The Difference Between kVA and kW
- kVA (Kilovolt-Amperes): This is the "Apparent Power." It represents the total amount of power being drawn by a system, combining both the working power and the reactive power. It is the vector sum of kW and kVAR.
- kW (Kilowatts): This is the "Real Power" or "Working Power." It represents the actual power that performs useful work, such as creating heat, light, or motion.
The Formula
The relationship between Apparent Power (kVA) and Real Power (kW) is defined by the Power Factor (PF). The formula is straightforward:
kW = kVA × PF
Where:
- kW: Real Power in Kilowatts
- kVA: Apparent Power in Kilovolt-Amperes
- PF: Power Factor (a decimal between 0.0 and 1.0)
What is Power Factor?
Power Factor is a measure of electrical efficiency. It represents the ratio of Real Power (kW) to Apparent Power (kVA). In a perfectly efficient system (resistive load), the Power Factor is 1.0 (or 100%), meaning all kVA is converted to kW. However, due to inductive loads like motors and transformers, some power is "lost" to creating magnetic fields, lowering the Power Factor.

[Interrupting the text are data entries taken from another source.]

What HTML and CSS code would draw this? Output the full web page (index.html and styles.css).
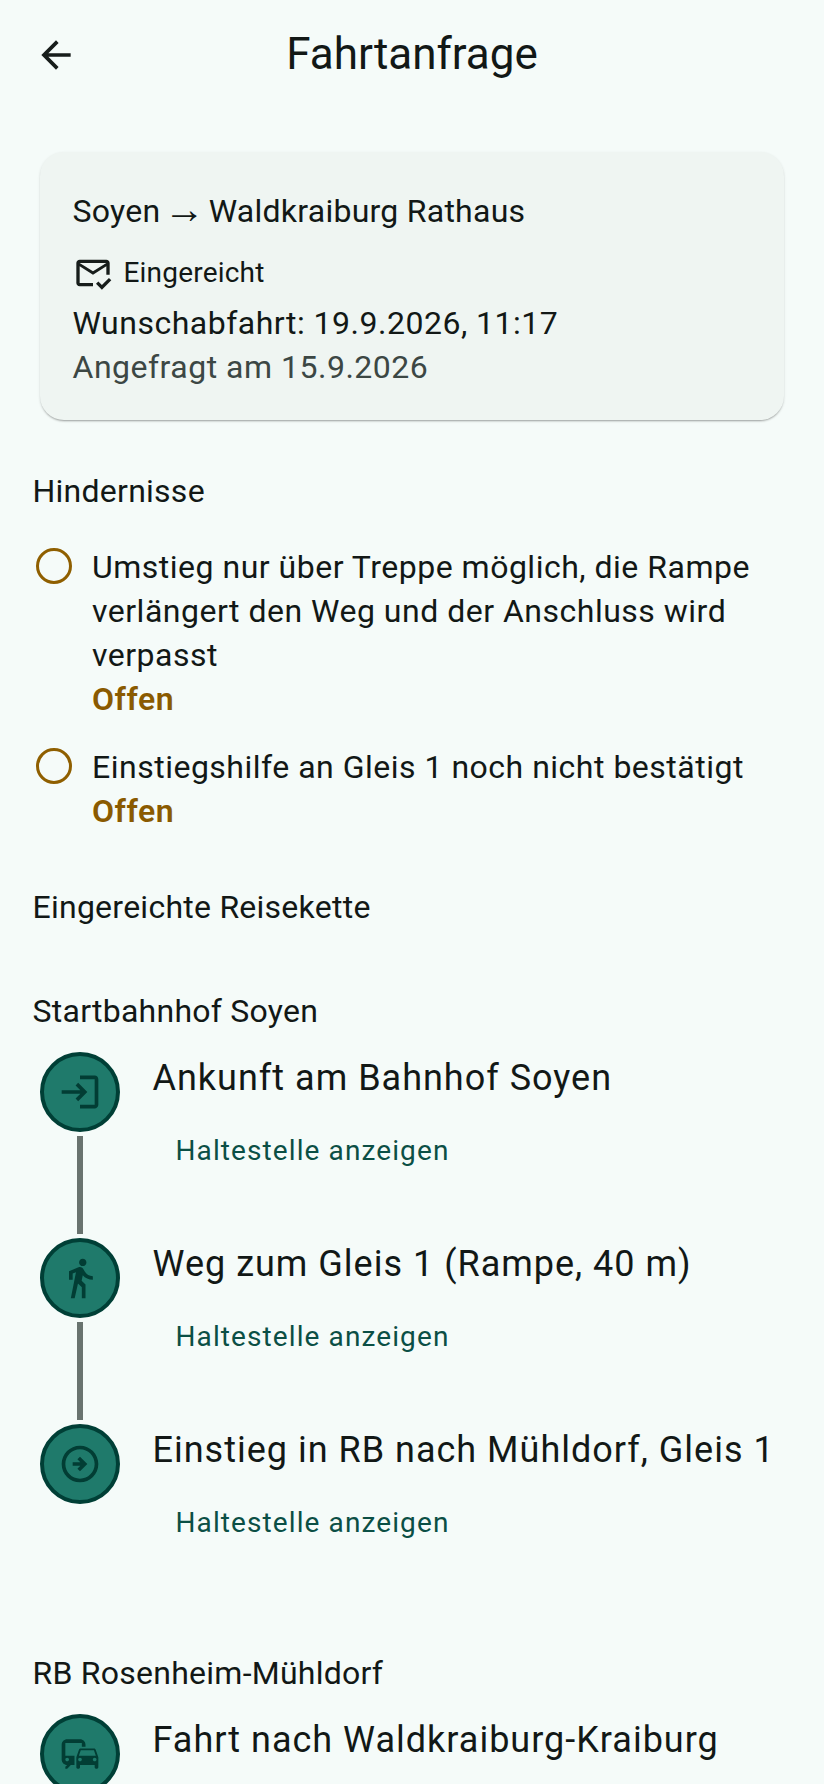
FILE: index.html
```html
<!DOCTYPE html>
<html lang="de">
<head>
	<meta charset="utf-8">
	<meta name="viewport" content="width=device-width, initial-scale=1">
	<title>Fahrtanfrage</title>
	<link rel="stylesheet" href="styles.css">
</head>
<body>
	<div class="page">
		<header class="topbar">
			<svg class="back" viewBox="0 0 24 24"><path d="M20 11H7.83l5.59-5.59L12 4l-8 8 8 8 1.41-1.41L7.83 13H20z"/></svg>
			<h1>Fahrtanfrage</h1>
		</header>

		<section class="card">
			<div class="route">Soyen <span class="arrow">→</span> Waldkraiburg Rathaus</div>
			<div class="status">
				<svg viewBox="0 0 24 24"><path d="M12 18H4V8l8 5 8-5v5h2V6c0-1.1-.9-2-2-2H4c-1.1 0-2 .9-2 2v12c0 1.100.9 2 2 2h8v-2zm8-12-8 5-8-5h16zm-2.660 16-3.540-3.540 1.410-1.410 2.120 2.120 4.240-4.240 1.410 1.410L17.340 22z"/></svg>
				<span>Eingereicht</span>
			</div>
			<div class="wish">Wunschabfahrt: 19.9.2026, 11:17</div>
			<div class="asked">Angefragt am 15.9.2026</div>
		</section>

		<h2 class="heading">Hindernisse</h2>
		<div class="obstacle">
			<span class="ring"></span>
			<div class="obstacle-text">
				Umstieg nur über Treppe möglich, die Rampe verlängert den Weg und der Anschluss wird verpasst
				<strong>Offen</strong>
			</div>
		</div>
		<div class="obstacle">
			<span class="ring"></span>
			<div class="obstacle-text">
				Einstiegshilfe an Gleis 1 noch nicht bestätigt
				<strong>Offen</strong>
			</div>
		</div>

		<h2 class="heading chain">Eingereichte Reisekette</h2>

		<h2 class="heading group">Startbahnhof Soyen</h2>
		<div class="step">
			<div class="rail">
				<div class="dot">
					<svg viewBox="0 0 24 24"><path d="M11 7 9.600 8.400l2.600 2.600H2v2h10.200l-2.600 2.600L11 17l5-5-5-5zm9 12h-8v2h8c1.100 0 2-.9 2-2V5c0-1.100-.9-2-2-2h-8v2h8v14z"/></svg>
				</div>
				<div class="line"></div>
			</div>
			<div class="step-body">
				<div class="step-title">Ankunft am Bahnhof Soyen</div>
				<div class="link">Haltestelle anzeigen</div>
			</div>
		</div>
		<div class="step">
			<div class="rail">
				<div class="dot">
					<svg viewBox="0 0 24 24"><path d="M13.500 5.500c1.100 0 2-.9 2-2s-.9-2-2-2-2 .9-2 2 .9 2 2 2zM9.800 8.900 7 23h2.100l1.800-8 2.100 2v6h2v-7.500l-2.100-2 .6-3C14.800 12 16.800 13 19 13v-2c-1.900 0-3.500-1-4.300-2.400l-1-1.600c-.4-.6-1-1-1.700-1-.3 0-.5.1-.8.1L6 8.300V13h2V9.600l1.800-.7"/></svg>
				</div>
				<div class="line"></div>
			</div>
			<div class="step-body">
				<div class="step-title">Weg zum Gleis 1 (Rampe, 40 m)</div>
				<div class="link">Haltestelle anzeigen</div>
			</div>
		</div>
		<div class="step">
			<div class="rail">
				<div class="dot">
					<svg viewBox="0 0 24 24"><path d="M12 4c4.410 0 8 3.590 8 8s-3.590 8-8 8-8-3.590-8-8 3.590-8 8-8m0-2C6.480 2 2 6.480 2 12s4.480 10 10 10 10-4.480 10-10S17.520 2 12 2zm0 6-1.410 1.410L12.170 11H8v2h4.170l-1.580 1.590L12 16l4-4z"/></svg>
				</div>
			</div>
			<div class="step-body">
				<div class="step-title">Einstieg in RB nach Mühldorf, Gleis 1</div>
				<div class="link">Haltestelle anzeigen</div>
			</div>
		</div>

		<h2 class="heading group second">RB Rosenheim-Mühldorf</h2>
		<div class="step">
			<div class="rail">
				<div class="dot">
					<svg viewBox="0 0 24 24"><path d="M12 4H5C3.340 4 2 5.340 2 7v8c0 1.660 1.340 3 3 3l-1 1v1h1l2-2.030L9 18v-5H4V5.980L13 6v2h2V7c0-1.660-1.340-3-3-3zM5 14c.55 0 1 .45 1 1s-.45 1-1 1-1-.45-1-1 .45-1 1-1zm15.570-4.340c-.14-.4-.52-.66-.97-.66h-7.190c-.46 0-.83.26-.98.66L10 13.770l.01 5.510c0 .38.31.72.69.72h.62c.38 0 .68-.38.68-.76V18h8v1.240c0 .38.31.76.69.76h.61c.38 0 .69-.34.69-.72l.01-1.370v-4.140l-1.430-4.110zm-8.160.34h7.190l1.030 3h-9.250l1.030-3zM12 16c-.55 0-1-.45-1-1s.45-1 1-1 1 .45 1 1-.45 1-1 1zm8 0c-.55 0-1-.45-1-1s.45-1 1-1 1 .45 1 1-.45 1-1 1z"/></svg>
				</div>
			</div>
			<div class="step-body">
				<div class="step-title">Fahrt nach Waldkraiburg-Kraiburg</div>
			</div>
		</div>
	</div>
</body>
</html>
```

FILE: styles.css
```css
html, body {
	margin: 0;
	height: 100%;
}
body {
	background: #f5fbf9;
	color: #121816;
	font-family: Roboto, "Noto Sans", sans-serif;
	overflow: hidden;
}
.page {
	height: 1784px;
	overflow: hidden;
}
.topbar {
	display: flex;
	align-items: center;
	justify-content: center;
	position: relative;
	height: 108px;
}
.back {
	position: absolute;
	left: 34px;
	top: 33px;
	width: 44px;
	height: 44px;
	fill: #171d1b;
}
h1 {
	margin: 0;
	font-size: 44px;
	font-weight: 400;
}
.card {
	margin: 44px 40px 0;
	padding: 28px 32.5px 0;
	height: 268px;
	box-sizing: border-box;
	background: #eff5f2;
	border-radius: 24px;
	box-shadow: 0 2px 2px -1px rgba(0,0,0,.3), 0 1px 3px rgba(0,0,0,.1);
}
.route {
	padding-top: 9px;
	font-size: 32px;
	line-height: 44px;
	letter-spacing: .25px;
}
.arrow {
	margin: 0 -4.5px;
	font-size: 41px;
	line-height: 0;
	letter-spacing: 0;
	vertical-align: -1px;
}
.status {
	display: flex;
	align-items: center;
	gap: 11px;
	margin-top: 18px;
	font-size: 28px;
	line-height: 44px;
	letter-spacing: .2px;
}
.status svg {
	width: 40px;
	height: 40px;
	fill: #171d1b;
}
.wish {
	font-size: 32px;
	line-height: 44px;
	letter-spacing: .5px;
	margin-top: 6px;
}
.asked {
	font-size: 32px;
	line-height: 44px;
	letter-spacing: .5px;
	color: #3c4744;
}
.heading {
	margin: 0 32.5px;
	font-size: 32px;
	font-weight: 400;
	line-height: 40px;
	letter-spacing: .25px;
}
.card + .heading {
	margin-top: 51px;
}
.obstacle {
	display: flex;
	margin: 0 33px;
}
.card + .heading + .obstacle {
	margin-top: 34px;
}
.obstacle + .obstacle {
	margin-top: 24px;
}
.ring {
	flex: none;
	width: 36px;
	height: 36px;
	box-sizing: border-box;
	margin: 3px 20px 0 3px;
	border: 3.7px solid #8f5f00;
	border-radius: 50%;
}
.obstacle-text {
	font-size: 32px;
	line-height: 44px;
	letter-spacing: .5px;
}
.obstacle-text strong {
	display: block;
	color: #8a5a00;
	font-weight: 600;
}
.chain {
	margin-top: 54px;
}
.group {
	margin-top: 64px;
}
.group.second {
	margin-top: 43px;
}
.step {
	display: flex;
	margin: 0 40px;
	height: 186px;
}
.group + .step {
	margin-top: 21px;
}
.rail {
	display: flex;
	flex-direction: column;
	align-items: center;
	width: 80px;
}
.dot {
	flex: none;
	display: flex;
	align-items: center;
	justify-content: center;
	width: 80px;
	height: 80px;
	box-sizing: border-box;
	background: #1f7a6b;
	border: 4px solid #003f36;
	border-radius: 50%;
}
.dot svg {
	width: 44px;
	height: 44px;
	fill: #023d34;
}
.line {
	width: 6px;
	height: 98px;
	margin-top: 4px;
	background: #69736f;
}
.step-body {
	margin-left: 32.5px;
}
.step-title {
	font-size: 36px;
	line-height: 52px;
	letter-spacing: 1px;
	white-space: nowrap;
}
.link {
	margin: 27px 0 0 23px;
	font-size: 28px;
	line-height: 40px;
	color: #0b4f45;
	letter-spacing: 1.1px;
}
```
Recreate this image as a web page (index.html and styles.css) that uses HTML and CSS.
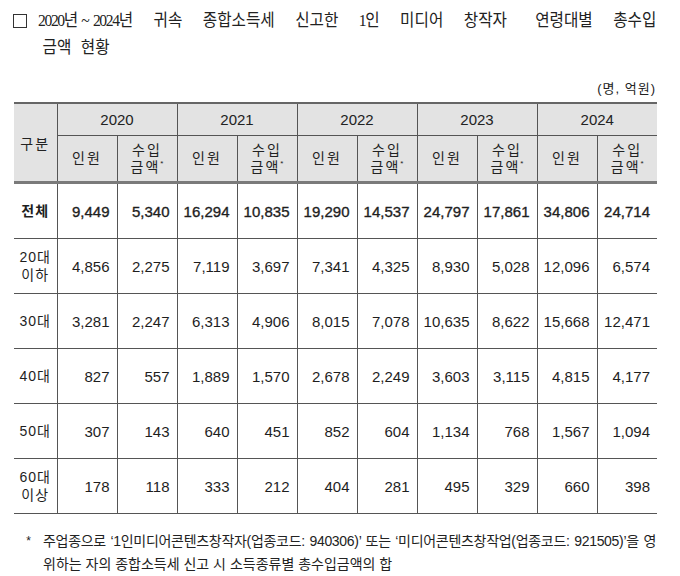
FILE: index.html
```html
<!DOCTYPE html>
<html lang="ko">
<head>
<meta charset="utf-8">
<link rel="stylesheet" href="styles.css">
</head>
<body>
<div class="page">
  <div class="title">
    <span class="box"></span>
    <div class="title-text">
      <div class="tline"><span class="num">2020</span>년&#8201;~&#8201;<span class="num">2024</span>년 귀속 종합소득세 신고한 <span class="num">1</span>인 미디어 창작자 &#8194;연령대별 총수입</div>
      <div class="tline second">금액 현황</div>
    </div>
  </div>
  <div class="unit">(명, 억원)</div>
  <table class="tbl">
    <colgroup>
      <col class="c0">
      <col class="cn"><col class="cn"><col class="cn"><col class="cn"><col class="cn">
      <col class="cn"><col class="cn"><col class="cn"><col class="cn"><col class="cn">
    </colgroup>
    <thead>
      <tr class="h1">
        <th rowspan="2" class="first">구분</th>
        <th colspan="2">2020</th>
        <th colspan="2">2021</th>
        <th colspan="2">2022</th>
        <th colspan="2">2023</th>
        <th colspan="2" class="last">2024</th>
      </tr>
      <tr class="h2">
        <th>인원</th><th>수입<br>금액<sup>*</sup></th>
        <th>인원</th><th>수입<br>금액<sup>*</sup></th>
        <th>인원</th><th>수입<br>금액<sup>*</sup></th>
        <th>인원</th><th>수입<br>금액<sup>*</sup></th>
        <th>인원</th><th class="last">수입<br>금액<sup>*</sup></th>
      </tr>
    </thead>
    <tbody>
      <tr class="total">
        <td class="first lbl">전체</td>
        <td>9,449</td><td>5,340</td><td>16,294</td><td>10,835</td><td>19,290</td><td>14,537</td><td>24,797</td><td>17,861</td><td>34,806</td><td class="last">24,714</td>
      </tr>
      <tr>
        <td class="first lbl">20대<br>이하</td>
        <td>4,856</td><td>2,275</td><td>7,119</td><td>3,697</td><td>7,341</td><td>4,325</td><td>8,930</td><td>5,028</td><td>12,096</td><td class="last">6,574</td>
      </tr>
      <tr>
        <td class="first lbl">30대</td>
        <td>3,281</td><td>2,247</td><td>6,313</td><td>4,906</td><td>8,015</td><td>7,078</td><td>10,635</td><td>8,622</td><td>15,668</td><td class="last">12,471</td>
      </tr>
      <tr>
        <td class="first lbl">40대</td>
        <td>827</td><td>557</td><td>1,889</td><td>1,570</td><td>2,678</td><td>2,249</td><td>3,603</td><td>3,115</td><td>4,815</td><td class="last">4,177</td>
      </tr>
      <tr>
        <td class="first lbl">50대</td>
        <td>307</td><td>143</td><td>640</td><td>451</td><td>852</td><td>604</td><td>1,134</td><td>768</td><td>1,567</td><td class="last">1,094</td>
      </tr>
      <tr>
        <td class="first lbl">60대<br>이상</td>
        <td>178</td><td>118</td><td>333</td><td>212</td><td>404</td><td>281</td><td>495</td><td>329</td><td>660</td><td class="last">398</td>
      </tr>
    </tbody>
  </table>
  <div class="note">
    <span class="star">*</span>
    <div class="note-text">
      <div class="nline1">주업종으로 ‘1인미디어콘텐츠창작자(업종코드: 940306)’ 또는 ‘미디어콘텐츠창작업(업종코드: 921505)’을 영</div>
      <div class="nline2">위하는 자의 종합소득세 신고 시 소득종류별 총수입금액의 합</div>
    </div>
  </div>
</div>
</body>
</html>
```

FILE: styles.css
```css
html, body {
  margin: 0;
  padding: 0;
  background: #ffffff;
}
body {
  color: #1e1e1e;
  font-family: "Liberation Sans", "Noto Sans CJK KR", sans-serif;
}
.page {
  width: 680px;
  padding: 0 0 0 14px;
  box-sizing: border-box;
}
.title {
  display: flex;
  align-items: flex-start;
  padding-top: 7px;
  font-family: "Liberation Serif", "Noto Sans CJK KR", serif;
  font-size: 17px;
  line-height: 27px;
  color: #222;
}
.box {
  flex: none;
  width: 12px;
  height: 12px;
  border: 1px solid #333;
  margin-top: 7px;
  margin-left: -1px;
  margin-right: 11px;
}
.title-text {
  flex: 1;
  transform: scaleX(0.92);
  transform-origin: left top;
}
.tline {
  word-spacing: 18px;
  white-space: nowrap;
}
.num {
  letter-spacing: -1.5px;
}
.tline.second {
  padding-left: 5px;
  word-spacing: 6px;
}
.unit {
  width: 642px;
  text-align: right;
  font-size: 13px;
  line-height: 18px;
  margin-top: 19px;
  margin-bottom: 4px;
  letter-spacing: 1px;
  color: #222;
}
.tbl {
  border-collapse: collapse;
  table-layout: fixed;
  width: 643px;
  font-size: 15px;
}
.c0 { width: 43px; }
.cn { width: 60px; }
.tbl th, .tbl td {
  border: 1px solid #555;
  padding: 0;
}
.tbl .first { border-left: none; }
.tbl .last { border-right: none; }
.tbl thead tr.h1 th {
  border-top: 2px solid #666;
}
.tbl th {
  background: #e3e3e3;
  font-weight: normal;
  text-align: center;
  vertical-align: middle;
  color: #222;
}
.h1 th {
  height: 31px;
  font-size: 15px;
}
.h2 th {
  height: 45px;
  font-size: 14px;
  line-height: 17px;
  letter-spacing: 2px;
  border-bottom: 3px solid #7a7a7a;
}
.h1 th.first {
  font-size: 14px;
  letter-spacing: 2px;
  border-bottom: 3px solid #7a7a7a;
}
sup {
  font-size: 8px;
  vertical-align: top;
  line-height: 8px;
  letter-spacing: 0;
  position: relative;
  top: 1px;
}
.tbl td {
  height: 54px;
  text-align: right;
  padding-right: 7px;
  vertical-align: middle;
}
.tbl td.lbl {
  text-align: center;
  padding: 0;
  font-size: 14px;
  line-height: 18px;
  letter-spacing: 1px;
}
.total td {
  -webkit-text-stroke: 0.35px #1e1e1e;
}
.total td.lbl {
  font-weight: bold;
  -webkit-text-stroke: 0;
}
.tbl tbody tr:last-child td {
  border-bottom: 1px solid #555;
}
.note {
  display: flex;
  width: 642px;
  margin-top: 16px;
  font-size: 14px;
  line-height: 23px;
  color: #222;
}
.star {
  flex: none;
  width: 29px;
  text-align: right;
  box-sizing: border-box;
  font-size: 12px;
  padding-right: 12px;
}
.note-text {
  flex: 1;
}
.nline1 {
  text-align: justify;
  text-align-last: justify;
  letter-spacing: -0.3px;
}
```
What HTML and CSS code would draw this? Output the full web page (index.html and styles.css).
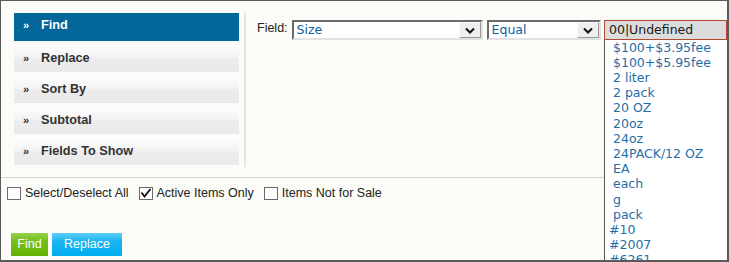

Common Power Factor Values:
- 1.0: Purely resistive loads (Heaters, Incandescent bulbs).
- 0.8: Standard industrial estimation for generators and motors.
- 0.6 – 0.7: Older motors or inductive loads without correction.
Calculation Example
Let's say you have a diesel generator rated at 125 kVA and the connected load has a power factor of 0.8. To find the actual working power (kW) available:
125 kVA × 0.8 PF = 100 kW
This means your 125 kVA generator can only provide 100 kW of real power to your equipment.
Why This Matters
Understanding this conversion is critical for preventing equipment overload. If you size a generator based solely on kW without accounting for the Power Factor, you may underestimate the kVA required, potentially tripping breakers or damaging the power source.